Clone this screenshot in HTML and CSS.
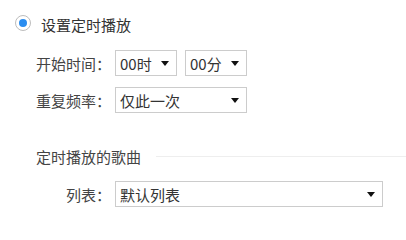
FILE: index.html
```html
<!DOCTYPE html>
<html lang="zh-CN">
<head>
<meta charset="utf-8">
<title>定时播放</title>
<link rel="stylesheet" href="styles.css">
</head>
<body>
<div class="page">
  <div class="radio-row">
    <span class="radio"><span class="dot"></span></span>
    <span class="radio-text">设置定时播放</span>
  </div>
  <div class="form">
    <div class="row">
      <span class="label">开始时间：</span>
      <div class="selects">
        <div class="select small"><span>00时</span><span class="arrow"></span></div>
        <div class="select small"><span>00分</span><span class="arrow"></span></div>
      </div>
    </div>
    <div class="row">
      <span class="label">重复频率：</span>
      <div class="select medium"><span>仅此一次</span><span class="arrow"></span></div>
    </div>
    <div class="section">
      <span class="section-title">定时播放的歌曲</span>
      <span class="section-line"></span>
    </div>
    <div class="row">
      <span class="label">列表：</span>
      <div class="select wide"><span>默认列表</span><span class="arrow"></span></div>
    </div>
  </div>
</div>
</body>
</html>
```
FILE: styles.css
```css
html, body {
  margin: 0;
  padding: 0;
  background: #ffffff;
}
body {
  font-family: "Noto Sans CJK SC", "Noto Sans", sans-serif;
  font-size: 15px;
  color: #333333;
}
.page {
  padding: 14px 0 0 15px;
}
.radio-row {
  display: flex;
  align-items: center;
  gap: 10px;
  height: 18px;
}
.radio {
  width: 16px;
  height: 16px;
  box-sizing: border-box;
  border: 1px solid #bdbdbd;
  border-radius: 50%;
  display: flex;
  align-items: center;
  justify-content: center;
}
.dot {
  width: 8px;
  height: 8px;
  border-radius: 50%;
  background: #2a8df0;
}
.radio-text {
  line-height: 18px;
  margin-top: 4px;
}
.form {
  margin-top: 18px;
  padding-left: 21px;
}
.row {
  display: flex;
  align-items: center;
  height: 26px;
}
.row + .row {
  margin-top: 11px;
}
.label {
  width: 79px;
  box-sizing: border-box;
  padding-right: 4px;
  text-align: right;
  white-space: nowrap;
  color: #444444;
}
.selects {
  display: flex;
  gap: 8px;
}
.select {
  height: 26px;
  box-sizing: border-box;
  border: 1px solid #cccccc;
  padding: 0 7px 0 4px;
  display: flex;
  align-items: center;
  justify-content: space-between;
  background: #ffffff;
  color: #333333;
}
.select.small { width: 62px; }
.select.medium { width: 132px; }
.select.wide { width: 268px; }
.arrow {
  width: 0;
  height: 0;
  border-left: 4px solid transparent;
  border-right: 4px solid transparent;
  border-top: 5px solid #111111;
}
.section {
  display: flex;
  align-items: center;
  gap: 15px;
  height: 20px;
  margin-top: 33px;
  margin-bottom: 15px;
}
.section-title {
  color: #444444;
  white-space: nowrap;
}
.section-line {
  flex: 1;
  border-top: 1px solid #eeeeee;
}
```
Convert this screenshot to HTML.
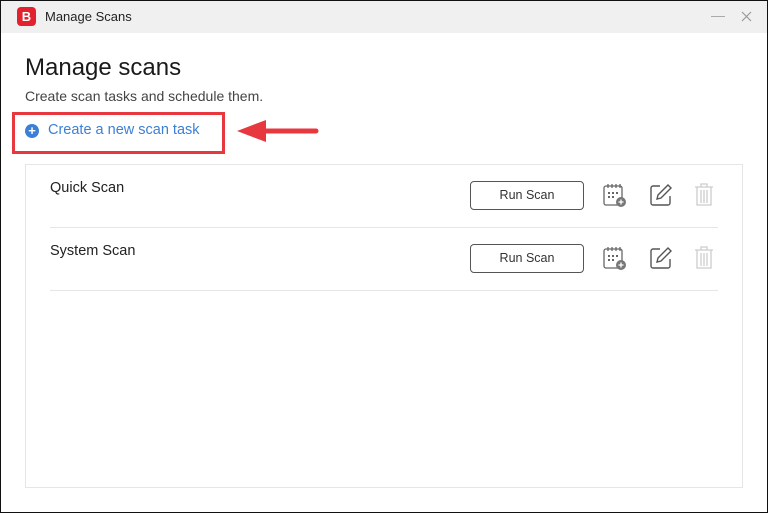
<!DOCTYPE html>
<html><head><style>
*{margin:0;padding:0;box-sizing:border-box}
body{width:768px;height:513px;overflow:hidden;background:#fff;font-family:"Liberation Sans",sans-serif;position:relative}
.frame{position:absolute;left:0;top:0;width:768px;height:513px;border:1px solid #111}
.tb{position:absolute;left:1px;top:1px;width:766px;height:32px;background:#f0f0f0}
.logo{position:absolute;left:17px;top:7px;width:19px;height:19px;background:#e2202e;border-radius:4px;color:#fff;font-weight:bold;font-size:13px;text-align:center;line-height:19px}
.t{position:absolute;color:#222}
.panel{position:absolute;left:25px;top:164px;width:718px;height:324px;border:1px solid #e6e6e6}
.hr{position:absolute;left:50px;width:668px;height:1px;background:#e6e6e6}
.btn{position:absolute;left:470px;width:114px;height:29px;border:1px solid #555;border-radius:4px;font-size:12.5px;text-align:center;line-height:27px;color:#333}
svg{position:absolute}
</style></head><body>
<div class="tb"></div>
<div class="logo">B</div>
<div class="t" style="left:45px;top:9px;font-size:13px">Manage Scans</div>
<div style="position:absolute;left:711px;top:16px;width:14px;height:1px;background:#aaa"></div>
<svg style="left:741px;top:11px" width="11" height="11"><path d="M1 1L10 10M10 1L1 10" stroke="#999" stroke-width="1.2"/></svg>
<div class="t" style="left:25px;top:54px;font-size:24px;color:#1a1a1a">Manage scans</div>
<div class="t" style="left:25px;top:88px;font-size:14px;color:#444">Create scan tasks and schedule them.</div>
<div style="position:absolute;left:12px;top:112px;width:213px;height:42px;border:3px solid #e8383f"></div>
<div style="position:absolute;left:25px;top:124px;width:14px;height:14px;border-radius:50%;background:#3c7fd6;color:#fff;font-size:13px;font-weight:bold;line-height:14px;text-align:center">+</div>
<div class="t" style="left:48px;top:122px;font-size:14.5px;color:#3c7fd6">Create a new scan task</div>
<svg style="left:234px;top:118px" width="90" height="28"><path d="M30 13H82" stroke="#e8383f" stroke-width="5" stroke-linecap="round"/><path d="M3 13L32 2V24Z" fill="#e8383f"/></svg>
<div class="panel"></div>
<div class="t" style="left:50px;top:180px;font-size:14.5px">Quick Scan</div>
<div class="t" style="left:50px;top:243px;font-size:14.5px">System Scan</div>
<div class="hr" style="top:227px"></div>
<div class="hr" style="top:290px"></div>
<div class="btn" style="top:181px">Run Scan</div>
<div class="btn" style="top:244px">Run Scan</div>
<svg style="left:602px;top:182px" width="26" height="28"><g fill="none" stroke="#666" stroke-width="1.3"><rect x="2" y="4" width="18" height="19" rx="2"/><path d="M6 2v4M10 2v4M14 2v4M18 2v4"/></g><g fill="#666"><rect x="6" y="10" width="2" height="2"/><rect x="10" y="10" width="2" height="2"/><rect x="14" y="10" width="2" height="2"/><rect x="6" y="14" width="2" height="2"/><rect x="10" y="14" width="2" height="2"/></g><circle cx="19" cy="20" r="5" fill="#777"/><path d="M19 17.5v5M16.5 20h5" stroke="#fff" stroke-width="1.3"/></svg>
<svg style="left:602px;top:245px" width="26" height="28"><g fill="none" stroke="#666" stroke-width="1.3"><rect x="2" y="4" width="18" height="19" rx="2"/><path d="M6 2v4M10 2v4M14 2v4M18 2v4"/></g><g fill="#666"><rect x="6" y="10" width="2" height="2"/><rect x="10" y="10" width="2" height="2"/><rect x="14" y="10" width="2" height="2"/><rect x="6" y="14" width="2" height="2"/><rect x="10" y="14" width="2" height="2"/></g><circle cx="19" cy="20" r="5" fill="#777"/><path d="M19 17.5v5M16.5 20h5" stroke="#fff" stroke-width="1.3"/></svg>
<svg style="left:648px;top:182px" width="26" height="26"><g fill="none" stroke="#555" stroke-width="1.4"><path d="M12 4H5a2 2 0 0 0-2 2v15a2 2 0 0 0 2 2h15a2 2 0 0 0 2-2v-7"/><path d="M9 17l1-4 10-10 3 3-10 10z"/></g></svg>
<svg style="left:648px;top:245px" width="26" height="26"><g fill="none" stroke="#555" stroke-width="1.4"><path d="M12 4H5a2 2 0 0 0-2 2v15a2 2 0 0 0 2 2h15a2 2 0 0 0 2-2v-7"/><path d="M9 17l1-4 10-10 3 3-10 10z"/></g></svg>
<svg style="left:693px;top:182px" width="22" height="26"><g fill="none" stroke="#ccc" stroke-width="1.3"><path d="M2 5h18M8 5V2h6v3"/><path d="M4 5v18h14V5M8 8v13M11 8v13M14 8v13"/></g></svg>
<svg style="left:693px;top:245px" width="22" height="26"><g fill="none" stroke="#ccc" stroke-width="1.3"><path d="M2 5h18M8 5V2h6v3"/><path d="M4 5v18h14V5M8 8v13M11 8v13M14 8v13"/></g></svg>
<div class="frame"></div>
</body></html>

Requirement: Note how many lines of the material contain the string "this". Then report that number by itself.

Output: 2